$1.006 Uses in Offering Clause

Offering from Convertible Note

FOR VALUE RECEIVED, the undersigned, LIGHTING SCIENCE GROUP CORPORATION, a Delaware corporation (Borrower), promises to pay to the order of PEGASUS PARTNERS IV, L.P., a Delaware limited partnership (Lender), the sum of THIRTY TWO MILLION EIGHT HUNDRED FORTY SIX THOUSAND SIX HUNDRED NINETEEN DOLLARS AND TWO CENTS ($32,846,619.02) or so much thereof as may be outstanding hereunder, together with interest.

Offering. Borrower will use its commercially reasonable efforts to conduct a rights offering (the Offering) as soon as is reasonably practical, which Offering shall consist of the offering of at least 13,000,000 Units (as hereinafter defined, which number of Units excludes the number of Units that may be acquired pursuant to this Note) at a price of $1.006 per Unit. Each unit (a Unit) will consist of one share (a Series D Preferred Share) of Borrowers newly designated Series D Non-Convertible Preferred Stock, which shares shall have the designations, powers, preferences and rights set forth in the form of Certificate of Designation attached hereto as Exhibit A (the Series D Certificate of Designation), and that portion of a Warrant representing the right to purchase one share of Borrowers common stock for $6.00 per share, which Warrant shall be substantially in the form of Exhibit B attached hereto (the Warrant). Borrower will use its commercially reasonable efforts to cause the Series D Certificate of Designation to be filed with the Delaware Secretary of State in substantially the form attached hereto as Exhibit A as soon as is reasonably practical.

Offering from Convertible Note

FOR VALUE RECEIVED, the undersigned, LIGHTING SCIENCE GROUP CORPORATION, a Delaware corporation (Borrower), promises to pay to the order of KONINKLIJKE PHILIPS ELECTRONICS N.V. (Lender), on the Maturity Date the sum of FIVE MILLION DOLLARS ($5,000,000.00) or so much thereof as may be outstanding hereunder, together with interest.
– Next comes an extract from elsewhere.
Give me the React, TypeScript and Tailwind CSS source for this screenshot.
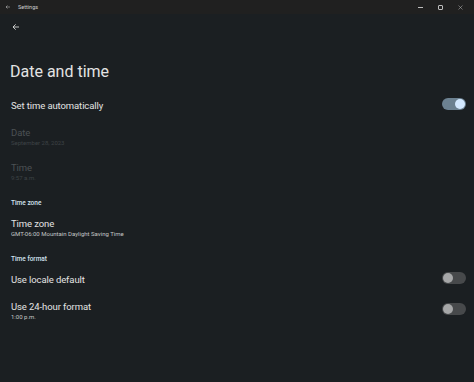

Offering. Borrower will use its commercially reasonable efforts to conduct a rights offering (the Offering) as soon as is reasonably practical, which Offering shall consist of the offering of approximately 13,000,000 Units (as hereinafter defined, which number of Units excludes the number of Units that may be acquired pursuant to this Note) at a price of $1.006 per Unit. Each unit (a Unit) will consist of one share (a Series D Preferred Share) of Borrowers newly designated Series D Non-Convertible Preferred Stock, which Preferred Shares shall have the designations, powers, preferences and rights set forth in the form of Certificate of Designation attached hereto as Exhibit A (the Series D Certificate of Designation), and that portion of a Warrant representing the right to purchase one share of Borrowers common stock for $6.00 per share, which Warrant shall be substantially in the form of Exhibit B attached hereto (the Warrant). Borrower will use its commercially reasonable efforts to cause the Series D Certificate of Designation to be filed with the Delaware Secretary of State in substantially the form attached hereto as Exhibit A as soon as is reasonably practical.

Offering from Convertible Note

FOR VALUE RECEIVED, the undersigned, LIGHTING SCIENCE GROUP CORPORATION, a Delaware corporation (Borrower), promises to pay to the order of PEGASUS PARTNERS IV, L.P., a Delaware limited partnership (Lender), the sum of THIRTY ONE MILLION SIX HUNDRED FORTY NINE THOUSAND NINE HUNDRED NINETY NINE DOLLARS AND THIRTY NINE CENTS ($31,649,999.39) or so much thereof as may be outstanding hereunder, together with interest.

Offering. Borrower will use its best efforts to conduct a rights offering (the Offering) during the second fiscal quarter of 2009, which shall consist of the offering of at least 38,916,295 Units (as hereinafter defined and including the number of Units that may be acquired pursuant to this Note) at a price of $1.006 per Unit. As used herein Unit means, collectively: (i) 1.006 shares of Borrowers newly designated Series D Non-Convertible Preferred Stock, which shall have the designations, powers, preferences and rights set forth in the form of Certificate of Designation attached hereto as Exhibit A (the Series D Preferred Shares), and (ii) a Warrant to purchase one share of Borrowers common stock for $6.00, which Warrant shall be substantially in the form of Exhibit B attached hereto (the Warrant). Borrower will use its reasonable best efforts to cause the Registration Statement for the Offering to be declared effective by the SEC as soon as reasonably possible, but in no event later than July 31, 2009.